Exige-se que o excesso cometido seja manifesto. Os tribunais só podem, pois, fiscalizar a moralidade dos actos
jurídicos praticados no exercício de direitos ou a sua conformidade com as razoes sociais ou económicas que os
legitimam, se houver manifesto abuso.
Teoria Geral do Direito Civil II Maria Silveira
58
2. Tipologia dos actos abusivos
Concretizações de abuso do direito:
I. Excepcio doli (excepção de dolo)
A ideia geral desta ideia de abuso de direito é que aquele que invoca a exceptio doli pode deter comportamento
abusivo de alguém, alegando que esse comportamento abusivo tem como intenção prejudicá-lo. Trata-se de uma
compaginação da ideia romana de excepção, hoje usada no domínio do direito processual. Tem uma projecção
vaga e é de difícil concretização.
II. Venire contra factum proprium (contradição)
Factum Proprium é um tipo de abuso que compreende comportamentos contraditórios e frustração de
expectativas criadas, nas quais um terceiro haja legitimamente confiado. Ou seja, a ideia básica traduz-se em
reprovar a conduta de alguém que se contradiz quanto à forma de exercício do seu direito.
Não pode haver excessos de tutela: a doutrina desenvolveu várias situações em que o direito se deve
considerar válido, apesar da contradição. Os tribunais têm aplicado várias vezes o venire em situações em
que o comerciante vende coisas com defeito, diz que repara e depois não repara. Cigano. :P
Há que limitar a aplicação às situações em que alguém é efectivamente prejudicado pela contradição de
outrem.
III. Inalegabilidades formais
O vício de forma não pode ser invocado pela pessoa que o provocou.
IV. Supressio e Surrectio
A expressão latina supressio é utilizada para definir a posição do direito subjectivo que, não tendo sido exercida
em determinadas circunstâncias e durante um certo período de tempo, não possa mais sê-lo i.e. supressio tem a
ver com a situação em que uma posição jurídica, não exercida durante certo tempo, deixa de poder ser exercida.

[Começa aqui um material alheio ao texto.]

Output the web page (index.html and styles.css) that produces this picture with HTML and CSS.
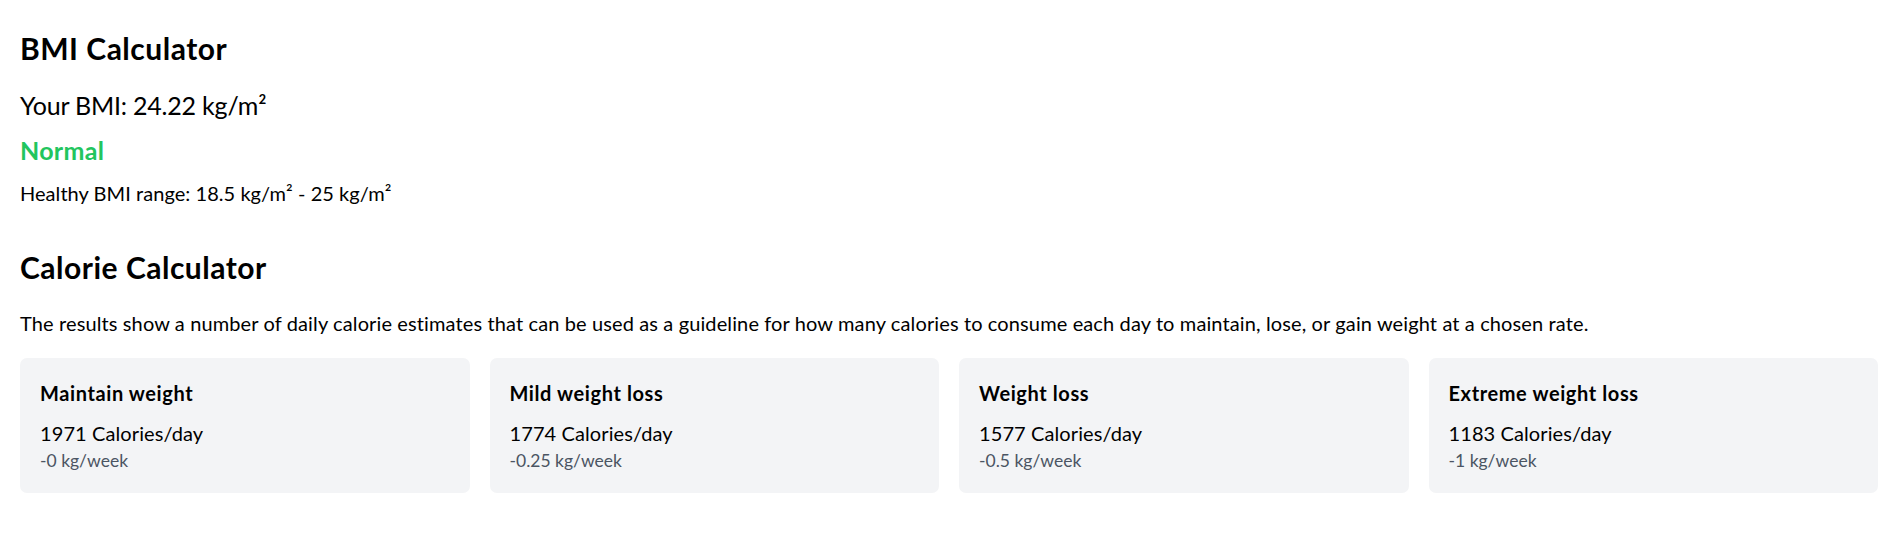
FILE: index.html
```html
<!DOCTYPE html>
<html lang="en">
<head>
<meta charset="utf-8">
<title>BMI Calculator</title>
<link rel="stylesheet" href="styles.css">
</head>
<body>
<main class="page">
  <section class="bmi">
    <h2 class="section-title">BMI Calculator</h2>
    <p class="bmi-value">Your BMI: 24.22 kg/m²</p>
    <p class="bmi-status">Normal</p>
    <p class="bmi-range">Healthy BMI range: 18.5 kg/m² - 25 kg/m²</p>
  </section>
  <section class="calories">
    <h2 class="section-title">Calorie Calculator</h2>
    <p class="calories-desc">The results show a number of daily calorie estimates that can be used as a guideline for how many calories to consume each day to maintain, lose, or gain weight at a chosen rate.</p>
    <div class="cards">
      <div class="card">
        <h3 class="card-title">Maintain weight</h3>
        <p class="card-cal">1971 Calories/day</p>
        <p class="card-rate">-0 kg/week</p>
      </div>
      <div class="card">
        <h3 class="card-title">Mild weight loss</h3>
        <p class="card-cal">1774 Calories/day</p>
        <p class="card-rate">-0.25 kg/week</p>
      </div>
      <div class="card">
        <h3 class="card-title">Weight loss</h3>
        <p class="card-cal">1577 Calories/day</p>
        <p class="card-rate">-0.5 kg/week</p>
      </div>
      <div class="card">
        <h3 class="card-title">Extreme weight loss</h3>
        <p class="card-cal">1183 Calories/day</p>
        <p class="card-rate">-1 kg/week</p>
      </div>
    </div>
  </section>
</main>
</body>
</html>
```
FILE: styles.css
```css
* { box-sizing: border-box; }
html, body { margin: 0; padding: 0; background: #ffffff; }
body {
  font-family: "Lato", "Noto Sans", sans-serif;
  color: #000000;
  letter-spacing: 0.12px;
}
h2, h3, p { margin: 0; }

.page {
  padding: 28px 20px 20px 20px;
}

.section-title {
  font-size: 30px;
  line-height: 40px;
  font-weight: 700;
  letter-spacing: 0.5px;
}

.bmi-value {
  margin-top: 20px;
  font-size: 25px;
  line-height: 35px;
  letter-spacing: -0.2px;
}

.bmi-status {
  margin-top: 10px;
  font-size: 25px;
  line-height: 35px;
  font-weight: 700;
  color: #22c55e;
  letter-spacing: 0.3px;
}

.bmi-range {
  margin-top: 10px;
  font-size: 20px;
  line-height: 30px;
  letter-spacing: 0.05px;
}

.calories { margin-top: 39px; }

.calories-desc {
  margin-top: 21px;
  font-size: 20px;
  line-height: 30px;
}

.cards {
  margin-top: 20px;
  display: grid;
  grid-template-columns: repeat(4, 1fr);
  gap: 20px;
}

.card {
  background: #f3f4f6;
  border-radius: 7px;
  padding: 20px;
}

.card-title {
  font-size: 20px;
  line-height: 30px;
  font-weight: 700;
  letter-spacing: 0.6px;
}

.card-cal {
  margin-top: 10px;
  font-size: 20px;
  line-height: 30px;
  letter-spacing: 0.1px;
}

.card-rate {
  font-size: 17.5px;
  line-height: 25px;
  color: #4b5563;
  letter-spacing: 0;
}
```
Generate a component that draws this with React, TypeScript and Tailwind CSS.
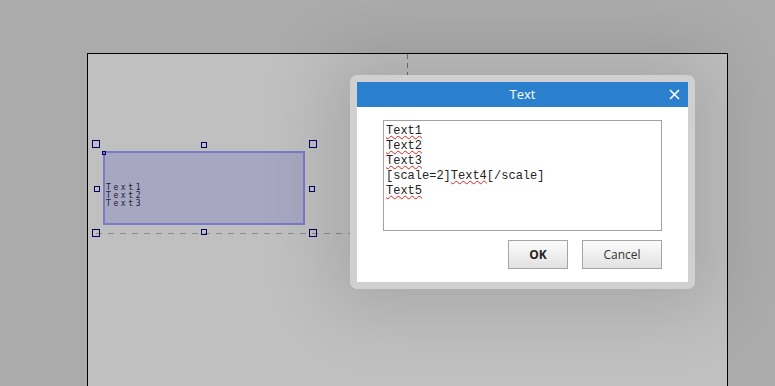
import React from 'react'

const lines = [
  { pre: '', word: 'Text1', post: '' },
  { pre: '', word: 'Text2', post: '' },
  { pre: '', word: 'Text3', post: '' },
  { pre: '[scale=2]', word: 'Text4', post: '[/scale]' },
  { pre: '', word: 'Text5', post: '' },
]

// selection handles on the canvas: [x, y, big]
const handles: [number, number, boolean][] = [
  [4, 86, true],
  [113, 88, false],
  [221, 86, true],
  [6, 132, false],
  [221, 132, false],
  [4, 175, true],
  [113, 175, false],
  [221, 175, true],
]

function Canvas() {
  return (
    <div className="relative w-[641px] h-[340px] border border-black border-b-0 bg-[#c0c0c0]">
      <div className="absolute left-[319px] top-0 w-px h-[24px] bg-[repeating-linear-gradient(180deg,#6f6f6f_0_5px,transparent_5px_9px)]" />
      <div className="absolute left-[15px] top-[97px] w-[202px] h-[74px] border-2 border-[#7a7acb] bg-[#a7a7c1]">
        <div className="pt-[31px] pl-[1px] font-['DejaVu_Sans_Mono',monospace] text-[8px] leading-[8px] tracking-[2.6px] text-[#1a1a2a]">
          <div>Text1</div>
          <div>Text2</div>
          <div>Text3</div>
        </div>
      </div>
      <div className="absolute left-[14px] top-[97px] w-[4px] h-[4px] border border-[#000066]" />
      <div className="absolute left-[8px] top-[179px] w-[260px] h-px bg-[repeating-linear-gradient(90deg,#8a8a8a_0_6px,transparent_6px_12px)]" />
      {handles.map(([x, y, big], i) => (
        <div
          key={i}
          className={`absolute border border-[#000066] ${big ? 'w-[8px] h-[8px]' : 'w-[6px] h-[6px]'}`}
          style={{ left: x, top: y }}
        />
      ))}
    </div>
  )
}

function Dialog() {
  return (
    <div className="absolute left-[350px] top-[75px] w-[345px] h-[214px] rounded-[7px] bg-[#d0d0d0] p-[7px] shadow-[0_0_70px_20px_rgba(0,0,0,0.13)]">
      <div className="h-full flex flex-col bg-white">
        <div className="h-[25px] bg-[#2a80cd] relative flex items-center justify-center text-white text-[13px] font-['Open_Sans',sans-serif]">
          Text
          <svg className="absolute right-[8px] top-[7px]" width="11" height="11" viewBox="0 0 11 11">
            <path d="M1 1 L10 10 M10 1 L1 10" stroke="white" strokeWidth="1.6" />
          </svg>
        </div>
        <div className="flex-1 flex flex-col px-[26px] pt-[13px]">
          <div className="h-[111px] border border-[#a3a3a3] px-[2px] pt-[3px] font-['Liberation_Mono',monospace] text-[12px] leading-[15px] text-[#222]">
            {lines.map((l, i) => (
              <div key={i}>
                {l.pre}
                <span className="underline decoration-wavy decoration-[#e02020] decoration-1 underline-offset-1">{l.word}</span>
                {l.post}
              </div>
            ))}
          </div>
          <div className="flex justify-end gap-[14px] mt-[9px] font-['Open_Sans',sans-serif] text-[12px]">
            <button className="w-[60px] h-[29px] border border-[#a5a5a5] bg-gradient-to-b from-[#fcfcfc] to-[#e2e2e2] font-bold text-[#222]">OK</button>
            <button className="w-[80px] h-[29px] border border-[#a5a5a5] bg-gradient-to-b from-[#fcfcfc] to-[#e2e2e2] text-[#333]">Cancel</button>
          </div>
        </div>
      </div>
    </div>
  )
}

export default function App() {
  return (
    <div className="relative w-[775px] h-[386px] overflow-hidden bg-[#ababab] pt-[53px] pl-[87px]">
      <Canvas />
      <Dialog />
    </div>
  )
}
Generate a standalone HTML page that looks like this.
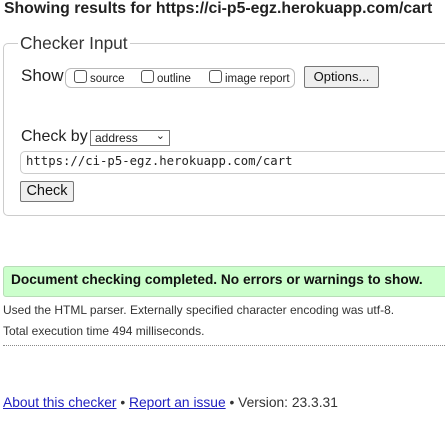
<!DOCTYPE html>
<html><head><style>
body{margin:0;width:445px;height:430px;overflow:hidden;font-family:"Liberation Sans",Arial,sans-serif;color:#222;background:#fff;position:relative}
.a{position:absolute;white-space:nowrap}
h1{position:absolute;left:4px;top:0;margin:0;font-size:15.8px;font-weight:bold;line-height:18px;color:#222}
.fs{position:absolute;left:3px;top:43px;width:450px;height:171px;border:1px solid #ccc;border-radius:5px}
.leg{left:18px;top:33px;background:#fff;padding:0 2px;font-size:17.3px;color:#333}
.pill{left:65px;top:68px;width:228px;height:18px;border:1px solid #bbb;border-radius:6px}
.cb{display:inline-block;width:11px;height:11px;border:1px solid #555;border-radius:3px;vertical-align:-1px;margin-right:3px}
.btn{border:1px solid #777;background:#efefef;border-radius:2px;text-align:center;color:#111}
.small{font-size:11.5px}
</style></head><body>
<h1>Showing results for https://ci-p5-egz.herokuapp.com/cart</h1>
<div class="fs"></div>
<div class="a leg">Checker Input</div>
<div class="a" style="left:21px;top:66px;font-size:17px">Show</div>
<div class="a pill"></div>
<div class="a small" style="left:74px;top:70px"><span class="cb"></span>source</div>
<div class="a small" style="left:141px;top:70px"><span class="cb"></span>outline</div>
<div class="a small" style="left:209px;top:70px"><span class="cb"></span>image report</div>
<div class="a btn" style="left:304px;top:66px;width:73px;height:20px;line-height:20px;font-size:13px">Options...</div>
<div class="a" style="left:21px;top:128px;font-size:16px">Check by</div>
<div class="a" style="left:90px;top:130px;height:16px;border:1px solid #777;font-size:12px;line-height:15px;padding-left:4px;box-sizing:border-box;width:80px">address<span style="position:absolute;right:4px;top:-2px;font-size:11px">&#8964;</span></div>
<div class="a" style="left:20px;top:151px;width:440px;height:21px;border:1px solid #ccc;border-radius:5px"></div>
<div class="a" style="left:26px;top:154px;font-family:'DejaVu Sans Mono','Liberation Mono',monospace;font-size:12.3px;color:#222">https://ci-p5-egz.herokuapp.com/cart</div>
<div class="a btn" style="left:20px;top:181px;width:52px;height:19px;line-height:19px;font-size:14.5px">Check</div>
<div class="a" style="left:3px;top:266px;width:450px;height:29px;background:#ccffcc;border:1px solid #b8ddb8;border-radius:3px"></div>
<div class="a" style="left:11px;top:272px;font-size:13.7px;font-weight:bold;color:#111">Document checking completed. No errors or warnings to show.</div>
<div class="a" style="left:3px;top:303px;font-size:12px;color:#333">Used the HTML parser. Externally specified character encoding was utf-8.</div>
<div class="a" style="left:3px;top:324px;font-size:12px;color:#333">Total execution time 494 milliseconds.</div>
<div class="a" style="left:3px;top:345px;width:442px;border-top:1px dotted #888"></div>
<div class="a" style="left:3px;top:395px;font-size:13.8px;color:#333"><span style="color:#2020c0;text-decoration:underline">About this checker</span> • <span style="color:#2020c0;text-decoration:underline">Report an issue</span> • Version: 23.3.31</div>
</body></html>
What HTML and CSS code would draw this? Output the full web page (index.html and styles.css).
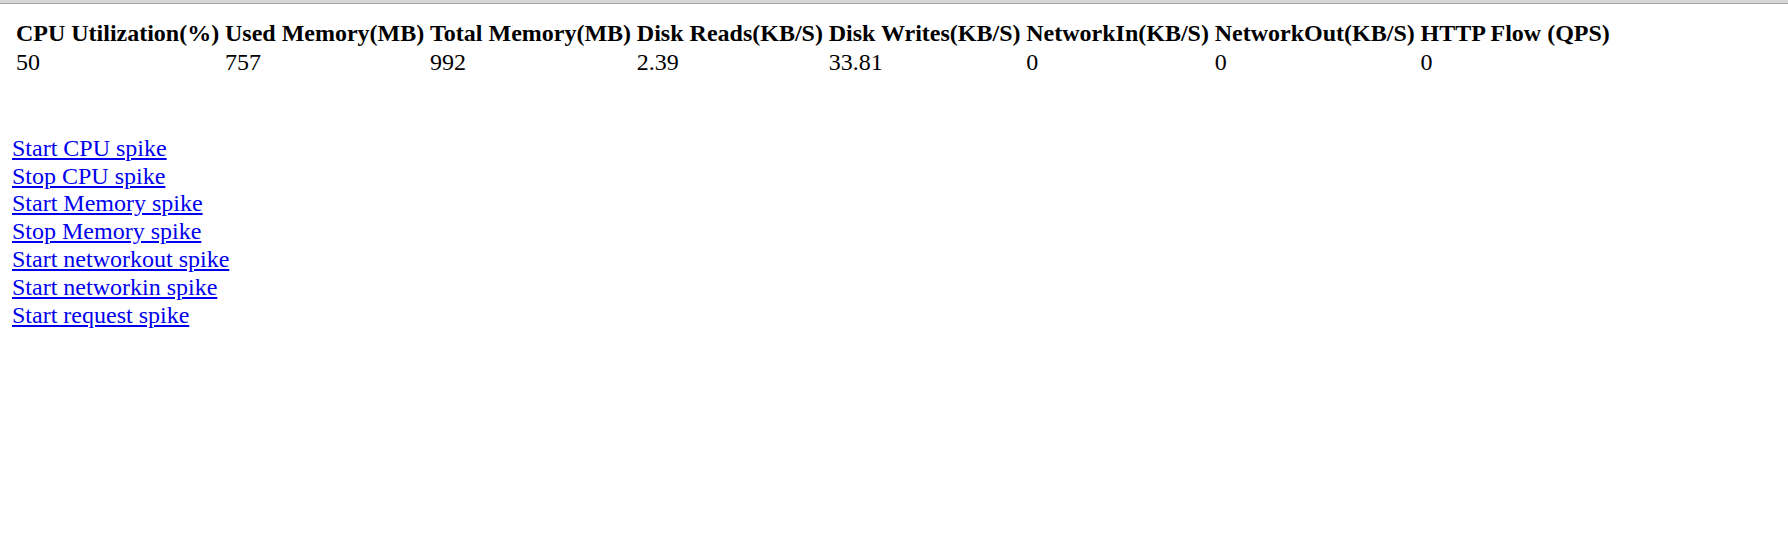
FILE: index.html
```html
<!DOCTYPE html>
<html>
<head>
<meta charset="utf-8">
<title>Stats</title>
<link rel="stylesheet" href="styles.css">
</head>
<body>
<div class="topbar"></div>
<div class="page">
  <table class="stats">
    <tr>
      <th>CPU Utilization(%)</th>
      <th>Used Memory(MB)</th>
      <th>Total Memory(MB)</th>
      <th>Disk Reads(KB/S)</th>
      <th>Disk Writes(KB/S)</th>
      <th>NetworkIn(KB/S)</th>
      <th>NetworkOut(KB/S)</th>
      <th>HTTP Flow (QPS)</th>
    </tr>
    <tr>
      <td>50</td>
      <td>757</td>
      <td>992</td>
      <td>2.39</td>
      <td>33.81</td>
      <td>0</td>
      <td>0</td>
      <td>0</td>
    </tr>
  </table>
  <div class="actions">
    <a href="#">Start CPU spike</a>
    <a href="#">Stop CPU spike</a>
    <a href="#">Start Memory spike</a>
    <a href="#">Stop Memory spike</a>
    <a href="#">Start networkout spike</a>
    <a href="#">Start networkin spike</a>
    <a href="#">Start request spike</a>
  </div>
</div>
</body>
</html>
```

FILE: styles.css
```css
html, body {
  margin: 0;
  padding: 0;
  background: #ffffff;
}

body {
  font-family: "Liberation Serif", "Times New Roman", serif;
  font-size: 24px;
  line-height: 27.9px;
  color: #000000;
}

.topbar {
  height: 3px;
  background: #d6d6d6;
  border-bottom: 1px solid #a3a3a3;
}

.page {
  padding: 14px 12px 0 13px;
}

.stats {
  border-collapse: separate;
  border-spacing: 0;
}

.stats th,
.stats td {
  padding: 0.5px 2.9px;
  text-align: left;
  font-size: 24px;
  line-height: 28.3px;
}

.stats th {
  font-weight: bold;
}

.actions {
  margin-top: 58px;
  margin-left: -1px;
  display: flex;
  flex-direction: column;
  align-items: flex-start;
}

.actions a {
  color: #0000ee;
  text-decoration: underline;
  line-height: 27.9px;
}
```
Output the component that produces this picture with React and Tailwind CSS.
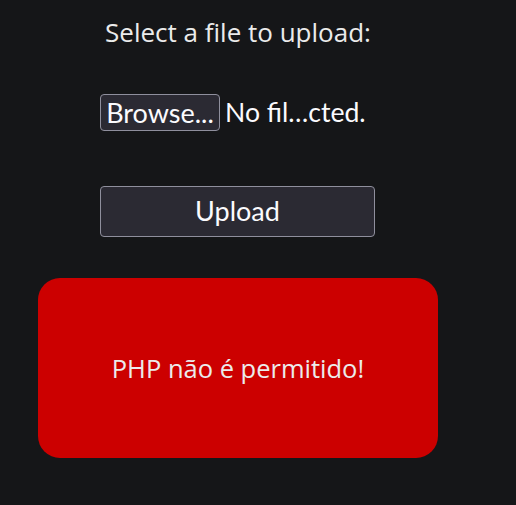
export default function App() {
  return (
    <div className="min-h-[505px] w-[516px] bg-[#151618] pt-[13px] text-[#ebebeb]" style={{ fontFamily: '"Open Sans", "Noto Sans", sans-serif' }}>
      <div className="ml-[38px] flex w-[400px] flex-col">
        <h1 className="text-center text-[26px] leading-[38px] font-normal" style={{ fontFamily: '"Open Sans", sans-serif' }}>
          Select a file to upload:
        </h1>
        <div className="ml-[62px] mt-[42px] flex w-[275px] flex-col" style={{ fontFamily: 'Lato, sans-serif' }}>
          <div className="flex items-center">
            <span className="flex h-[37px] w-[120px] items-center justify-center whitespace-nowrap rounded-[4px] border border-[#8f8f9d] bg-[#2b2a33] text-[27px] text-[#fbfbfe]">
              Browse...
            </span>
            <span className="ml-[5px] whitespace-nowrap text-[26.6px] text-[#fbfbfe]">No fil…cted.</span>
          </div>
          <button className="mt-[53px] flex h-[51px] w-[275px] items-center justify-center rounded-[4px] border border-[#8f8f9d] bg-[#2b2a33] text-[27px] text-[#fbfbfe]">
            Upload
          </button>
        </div>
        <div className="mt-[41px] flex h-[180px] w-[400px] items-center justify-center rounded-[22px] bg-[#cc0000] text-[25.5px] text-[#ebebeb]">
          PHP não é permitido!
        </div>
      </div>
    </div>
  );
}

Por outro lado, na esfera jurídica contrária surge uma surrectio, uma situação correspondente ao direito que se
perdeu i.e. surge um direito na esfera jurídica de uma das partes, pelo facto de a outra parte não ter exercido esse
mesmo direito.
V. Tu quoque “Constitui abuso de direito a invocação ou aproveitamento de um acto ilícito por parte de quem o cometeu” – PPV.
Ou seja, aquele que viole uma norma jurídica, não pode tirar partido dessa situação. O professor Menezes Cordeiro
apresenta de forma um pouco mais complexa este tipo, escrevendo: “a fórmula tu quoque (…) exprime a regra
geral pela qual a pessoa que viole uma norma jurídica não pode depois, sem abuso:
ou prevalecer-se da situação daí decorrente
ou exercer a posição violada pelo próprio
ou exigir a outrem o acatamento da situação já violada”
Tem na sua base um acto ilícito, pelo que se diferencia das outras situações.
VI. Exercício em desequilíbrio Trata-se de considerar abusivas as formas de exercício do direito que sejam inúteis para o titular mas causem
danos para o terceiro, que tenham a ver com a exigência de uma coisa que depois se tem que restituir, ou que haja
manifesta desproporcionalidade entre as vantagens de uma parte e os prejuízos da contraparte. O desequilíbrio
comporta diversos subtipos. Analisaremos três:
O exercício danoso inútil: No exercício danoso inútil o titular exerce um direito que é seu mas sem retirar
da sua acção qualquer tipo de vantagem, bem pelo contrário, causando danos prejudiciais à contraparte.
O exemplo académico mais recorrente desta figura é a chaminé Colmar.
Teoria Geral do Direito Civil II Maria Silveira
59
Dolo agit qui petit statim redditurus est: Expressão que traduz uma situação em que alguém exige o que,
imediatamente, terá de restituir. No Direito português esta figura está relacionada com a
responsabilidade civil pois pode acontecer que a sanção de um exercício abusivo de um direito se reporte
a este instituto. No seguimento dos artigos 562º e 566º/1, a indemnização correspondente pode consistir
na obrigação do titular de manter a situação que existiria caso não tivesse existido abuso. A
indemnização, nestes casos, é o inverso do próprio direito. Assim, o titular que insista no abuso exige
aquilo que terá de restituir a título de indemnização.
Desproporção no exercício: manifesta desproporcionalidade entre as vantagens de uma parte e os
prejuízos da contraparte.
Note-se que o legislador não fixa consequência para o abuso do direito, cabendo ao juiz tomar essa decisão.